Dia memperkirakan, sekitar 90 persen usaha peternakan sapi potong di Indonesia merupakan peternakan rakyat, yang tersebar di berbagai daerah. Konsentrasi terbesar berada di Pulau Jawa, dengan 42,92 persen dari total populasi peternakan rakyat, sementara 57,08 persen tersebar di luar Jawa. Sapi yang dipelihara kebanyakan adalah sapi lokal seperti sapi Bali dan sapi Madura, yang dirawat secara tradisional oleh peternak skala kecil.
Adapun populasi ternak sapi potong pada tahun 2022 tercatat mencapai 18 juta ekor, namun tidak semua dapat dipotong. Hanya sekitar 12 persen atau 2,1 hingga 2,7 juta ekor yang dapat dipotong setiap tahun, yang menjadi salah satu tantangan utama dalam menjaga ketersediaan daging sapi di pasaran. Menurut data sensus dari Badan Pusat Statistik (BPS) pada 2023, jumlah sapi potong di Indonesia mencapai 11,3 juta ekor, dengan tambahan kerbau sebanyak 470,9 ribu ekor.
Namun, produksi lokal diperkirakan hanya mampu menghasilkan 281.640 ton daging sapi, atau sekitar 39,1 persen dari total kebutuhan nasional.

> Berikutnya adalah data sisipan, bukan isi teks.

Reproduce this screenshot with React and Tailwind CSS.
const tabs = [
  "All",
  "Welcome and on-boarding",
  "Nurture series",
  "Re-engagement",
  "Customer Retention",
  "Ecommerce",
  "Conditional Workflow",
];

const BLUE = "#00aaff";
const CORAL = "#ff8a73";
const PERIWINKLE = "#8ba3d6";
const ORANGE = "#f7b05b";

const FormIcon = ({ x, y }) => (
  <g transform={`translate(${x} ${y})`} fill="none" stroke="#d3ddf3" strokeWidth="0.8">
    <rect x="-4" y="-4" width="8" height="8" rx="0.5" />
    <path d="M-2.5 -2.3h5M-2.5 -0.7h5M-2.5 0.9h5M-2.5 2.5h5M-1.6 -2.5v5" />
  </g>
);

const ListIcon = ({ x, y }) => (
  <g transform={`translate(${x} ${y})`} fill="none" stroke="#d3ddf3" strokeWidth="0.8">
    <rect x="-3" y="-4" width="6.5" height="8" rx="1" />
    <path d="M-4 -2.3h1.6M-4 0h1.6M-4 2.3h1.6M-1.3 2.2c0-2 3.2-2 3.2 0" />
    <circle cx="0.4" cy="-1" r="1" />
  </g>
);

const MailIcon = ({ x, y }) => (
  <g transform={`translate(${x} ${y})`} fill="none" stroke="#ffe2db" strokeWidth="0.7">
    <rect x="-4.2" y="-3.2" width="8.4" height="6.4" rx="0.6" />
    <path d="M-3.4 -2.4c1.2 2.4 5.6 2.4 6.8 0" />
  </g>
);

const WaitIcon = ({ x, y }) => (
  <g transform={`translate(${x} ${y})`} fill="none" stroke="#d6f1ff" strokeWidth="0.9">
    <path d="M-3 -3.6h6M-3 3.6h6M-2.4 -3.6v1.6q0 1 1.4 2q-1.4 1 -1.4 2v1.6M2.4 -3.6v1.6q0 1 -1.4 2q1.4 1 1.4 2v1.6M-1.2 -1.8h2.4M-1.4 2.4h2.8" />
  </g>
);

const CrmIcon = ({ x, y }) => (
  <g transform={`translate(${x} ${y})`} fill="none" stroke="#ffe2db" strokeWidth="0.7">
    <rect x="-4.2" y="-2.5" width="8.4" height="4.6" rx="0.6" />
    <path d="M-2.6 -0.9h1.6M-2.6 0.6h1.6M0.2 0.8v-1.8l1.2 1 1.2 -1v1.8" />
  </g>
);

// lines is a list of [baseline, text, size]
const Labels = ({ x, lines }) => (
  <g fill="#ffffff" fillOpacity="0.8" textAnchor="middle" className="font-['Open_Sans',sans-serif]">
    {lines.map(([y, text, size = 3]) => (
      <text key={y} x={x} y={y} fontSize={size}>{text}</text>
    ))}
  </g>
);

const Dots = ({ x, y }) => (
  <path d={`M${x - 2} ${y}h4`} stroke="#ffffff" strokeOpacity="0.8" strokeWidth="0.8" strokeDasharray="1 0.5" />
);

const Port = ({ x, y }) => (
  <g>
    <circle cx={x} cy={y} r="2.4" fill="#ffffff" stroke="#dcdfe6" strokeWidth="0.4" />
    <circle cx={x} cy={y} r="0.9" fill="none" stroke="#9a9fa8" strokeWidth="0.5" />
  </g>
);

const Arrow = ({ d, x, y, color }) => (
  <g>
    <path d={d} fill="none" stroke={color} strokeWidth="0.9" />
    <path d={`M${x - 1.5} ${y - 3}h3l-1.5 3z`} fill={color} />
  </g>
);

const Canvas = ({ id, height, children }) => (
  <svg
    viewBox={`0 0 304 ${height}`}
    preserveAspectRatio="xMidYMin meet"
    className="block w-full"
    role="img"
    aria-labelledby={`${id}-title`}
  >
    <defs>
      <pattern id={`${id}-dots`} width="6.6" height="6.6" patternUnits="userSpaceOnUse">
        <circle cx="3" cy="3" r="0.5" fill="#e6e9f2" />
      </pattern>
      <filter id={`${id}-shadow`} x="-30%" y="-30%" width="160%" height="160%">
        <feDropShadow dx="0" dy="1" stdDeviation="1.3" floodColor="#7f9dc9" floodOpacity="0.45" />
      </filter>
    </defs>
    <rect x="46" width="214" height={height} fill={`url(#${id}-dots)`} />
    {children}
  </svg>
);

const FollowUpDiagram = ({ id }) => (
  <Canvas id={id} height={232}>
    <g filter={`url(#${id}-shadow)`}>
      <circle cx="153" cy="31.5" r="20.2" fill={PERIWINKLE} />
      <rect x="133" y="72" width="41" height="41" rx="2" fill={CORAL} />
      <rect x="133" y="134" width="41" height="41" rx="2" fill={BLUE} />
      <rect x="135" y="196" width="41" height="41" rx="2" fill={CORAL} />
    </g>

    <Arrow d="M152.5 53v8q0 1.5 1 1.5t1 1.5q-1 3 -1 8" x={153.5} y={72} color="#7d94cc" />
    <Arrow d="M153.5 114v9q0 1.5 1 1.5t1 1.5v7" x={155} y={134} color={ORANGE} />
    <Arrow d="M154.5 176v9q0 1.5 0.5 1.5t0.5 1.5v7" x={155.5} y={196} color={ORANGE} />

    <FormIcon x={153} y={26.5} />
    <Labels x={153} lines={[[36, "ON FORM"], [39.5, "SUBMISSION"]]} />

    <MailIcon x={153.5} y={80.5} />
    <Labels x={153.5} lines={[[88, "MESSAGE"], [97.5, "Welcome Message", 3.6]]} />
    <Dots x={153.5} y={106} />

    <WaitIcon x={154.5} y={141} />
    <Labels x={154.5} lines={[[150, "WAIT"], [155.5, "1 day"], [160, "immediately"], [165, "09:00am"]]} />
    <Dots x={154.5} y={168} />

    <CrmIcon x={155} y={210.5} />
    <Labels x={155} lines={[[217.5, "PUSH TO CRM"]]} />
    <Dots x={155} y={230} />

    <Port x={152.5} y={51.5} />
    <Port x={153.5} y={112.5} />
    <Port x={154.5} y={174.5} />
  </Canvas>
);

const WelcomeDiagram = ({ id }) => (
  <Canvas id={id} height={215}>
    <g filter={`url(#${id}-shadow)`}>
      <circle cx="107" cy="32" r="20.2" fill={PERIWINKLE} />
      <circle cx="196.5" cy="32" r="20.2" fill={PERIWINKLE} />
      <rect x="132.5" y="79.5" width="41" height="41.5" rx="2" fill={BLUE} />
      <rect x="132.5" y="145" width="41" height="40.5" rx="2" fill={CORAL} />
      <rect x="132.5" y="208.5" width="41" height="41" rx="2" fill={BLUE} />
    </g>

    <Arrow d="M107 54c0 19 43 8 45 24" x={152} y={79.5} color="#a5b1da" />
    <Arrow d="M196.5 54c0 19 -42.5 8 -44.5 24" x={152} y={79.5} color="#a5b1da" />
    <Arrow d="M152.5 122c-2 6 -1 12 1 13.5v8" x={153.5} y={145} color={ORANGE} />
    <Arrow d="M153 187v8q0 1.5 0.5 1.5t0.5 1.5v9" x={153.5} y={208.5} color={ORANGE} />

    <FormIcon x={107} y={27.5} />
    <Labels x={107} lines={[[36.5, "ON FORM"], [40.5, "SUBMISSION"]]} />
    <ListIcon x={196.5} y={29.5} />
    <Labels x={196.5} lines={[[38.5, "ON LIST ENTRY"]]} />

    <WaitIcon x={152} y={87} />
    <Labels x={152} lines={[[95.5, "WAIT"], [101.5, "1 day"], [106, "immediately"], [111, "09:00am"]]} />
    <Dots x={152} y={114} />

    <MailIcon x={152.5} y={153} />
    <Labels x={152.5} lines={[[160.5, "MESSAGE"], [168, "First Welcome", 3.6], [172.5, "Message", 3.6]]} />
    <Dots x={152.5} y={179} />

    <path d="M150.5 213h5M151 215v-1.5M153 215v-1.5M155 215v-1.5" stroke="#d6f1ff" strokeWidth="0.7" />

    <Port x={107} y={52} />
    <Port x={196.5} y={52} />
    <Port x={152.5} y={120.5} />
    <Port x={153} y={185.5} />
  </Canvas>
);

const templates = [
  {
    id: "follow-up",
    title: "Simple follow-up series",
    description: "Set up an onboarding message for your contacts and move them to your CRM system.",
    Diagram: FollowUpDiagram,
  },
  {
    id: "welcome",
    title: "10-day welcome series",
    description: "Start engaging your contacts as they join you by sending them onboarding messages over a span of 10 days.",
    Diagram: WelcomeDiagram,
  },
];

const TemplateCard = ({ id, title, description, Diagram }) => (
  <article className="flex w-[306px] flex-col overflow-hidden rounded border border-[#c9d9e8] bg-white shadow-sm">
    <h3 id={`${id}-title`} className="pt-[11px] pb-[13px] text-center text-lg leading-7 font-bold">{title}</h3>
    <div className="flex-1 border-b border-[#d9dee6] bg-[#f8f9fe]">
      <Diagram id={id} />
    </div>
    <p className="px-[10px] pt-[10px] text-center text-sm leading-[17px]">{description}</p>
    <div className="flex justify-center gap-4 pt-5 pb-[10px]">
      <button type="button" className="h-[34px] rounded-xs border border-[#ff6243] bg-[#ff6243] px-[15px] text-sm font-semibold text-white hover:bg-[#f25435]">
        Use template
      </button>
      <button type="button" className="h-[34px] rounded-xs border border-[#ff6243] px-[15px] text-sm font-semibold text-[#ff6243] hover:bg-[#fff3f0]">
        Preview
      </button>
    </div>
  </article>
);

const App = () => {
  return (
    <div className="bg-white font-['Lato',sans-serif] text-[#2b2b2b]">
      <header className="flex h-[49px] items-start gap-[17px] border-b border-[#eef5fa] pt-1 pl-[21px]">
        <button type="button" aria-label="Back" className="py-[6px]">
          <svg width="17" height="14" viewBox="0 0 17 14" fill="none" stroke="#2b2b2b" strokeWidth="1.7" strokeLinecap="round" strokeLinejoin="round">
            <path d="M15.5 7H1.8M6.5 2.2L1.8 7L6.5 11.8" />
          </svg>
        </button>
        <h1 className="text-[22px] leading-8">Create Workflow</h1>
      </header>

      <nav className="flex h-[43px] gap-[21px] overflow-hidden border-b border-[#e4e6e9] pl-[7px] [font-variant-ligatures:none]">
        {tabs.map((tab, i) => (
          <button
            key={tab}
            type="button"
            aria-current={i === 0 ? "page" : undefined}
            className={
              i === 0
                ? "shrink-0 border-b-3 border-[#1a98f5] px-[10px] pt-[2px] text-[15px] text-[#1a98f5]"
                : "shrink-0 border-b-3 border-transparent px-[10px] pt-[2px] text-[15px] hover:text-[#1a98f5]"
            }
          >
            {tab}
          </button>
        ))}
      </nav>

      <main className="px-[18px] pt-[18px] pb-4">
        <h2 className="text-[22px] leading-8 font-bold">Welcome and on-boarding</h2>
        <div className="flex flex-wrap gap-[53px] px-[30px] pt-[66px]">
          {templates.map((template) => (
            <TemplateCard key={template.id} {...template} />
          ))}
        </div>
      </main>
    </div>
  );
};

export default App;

Dengan demikian, lebih dari 60 persen kebutuhan daging sapi harus dipenuhi dari impor, suatu angka yang sangat signifikan dan menantang bagi sektor peternakan dalam negeri.

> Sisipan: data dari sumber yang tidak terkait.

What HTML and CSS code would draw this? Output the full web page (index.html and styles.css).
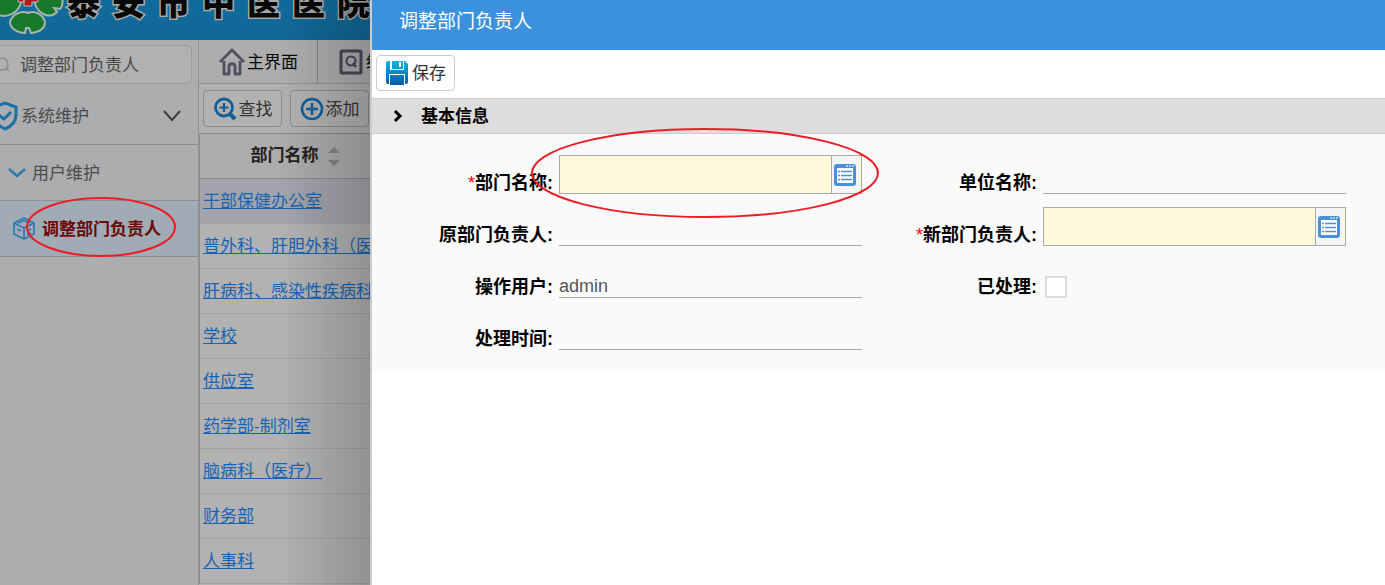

“Populasi sapi potong di Indonesia tercatat sebanyak 18 juta ekor, namun yang bisa dipotong setiap tahun hanya sekitar 12 persen atau 2,1-2,7 juta ekor,” kata Didi Purwanto, Ketua Dewan Gabungan Pelaku Usaha Peternakan Sapi Potong Indonesia (Gapuspindo).

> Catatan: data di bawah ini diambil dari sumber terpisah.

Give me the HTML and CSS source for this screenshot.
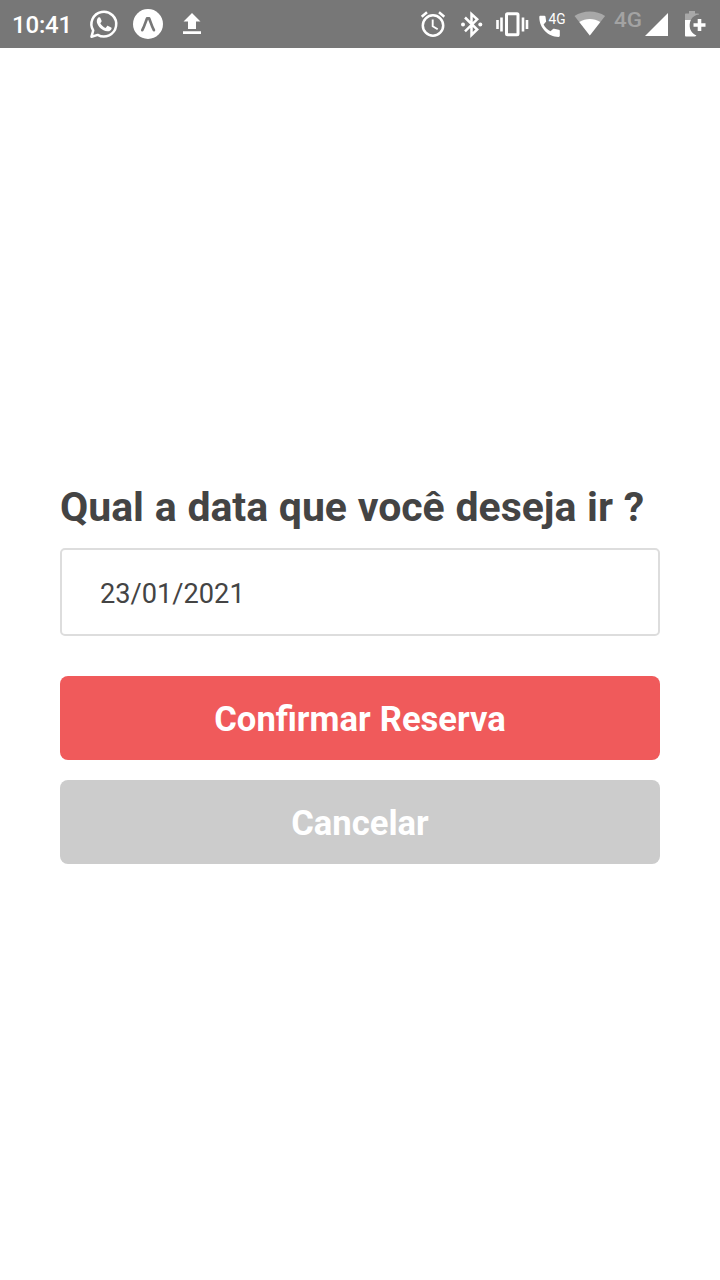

Dalam upaya menjaga stabilitas pasokan daging sapi, menurutnya, KASA memadukan pola peternakan tradisional dan sistem feedlot. Yakni metode pemeliharaan sapi potong secara intensif yang fokus pada penggemukan sapi dalam waktu singkat.
‘Peternakan ini dilakukan di tempat yang terbatas. Biasanya dalam kandang tertutup atau terbuka dengan ruang terbatas di mana sapi-sapi diberi pakan berkualitas tinggi untuk mempercepat pertumbuhan berat badan sebelum dipotong,” urainya.
Dirinya tak menampik, saat ini negara masih ketergantungan impor daging sapi yang angkanya mencapai 50%. Namun dia optimis peluang masih terbuka lebar bagi pelaku usaha lokal untuk mengisi kekosongan yang ada di pasar domestik. “Kebutuhan daging dalam negeri saat ini hanya mampu dipenuhi sekitar 48% oleh produksi lokal, jauh menurun dari angka 70% yang pernah kita capai beberapa dekade lalu,” ujarnya.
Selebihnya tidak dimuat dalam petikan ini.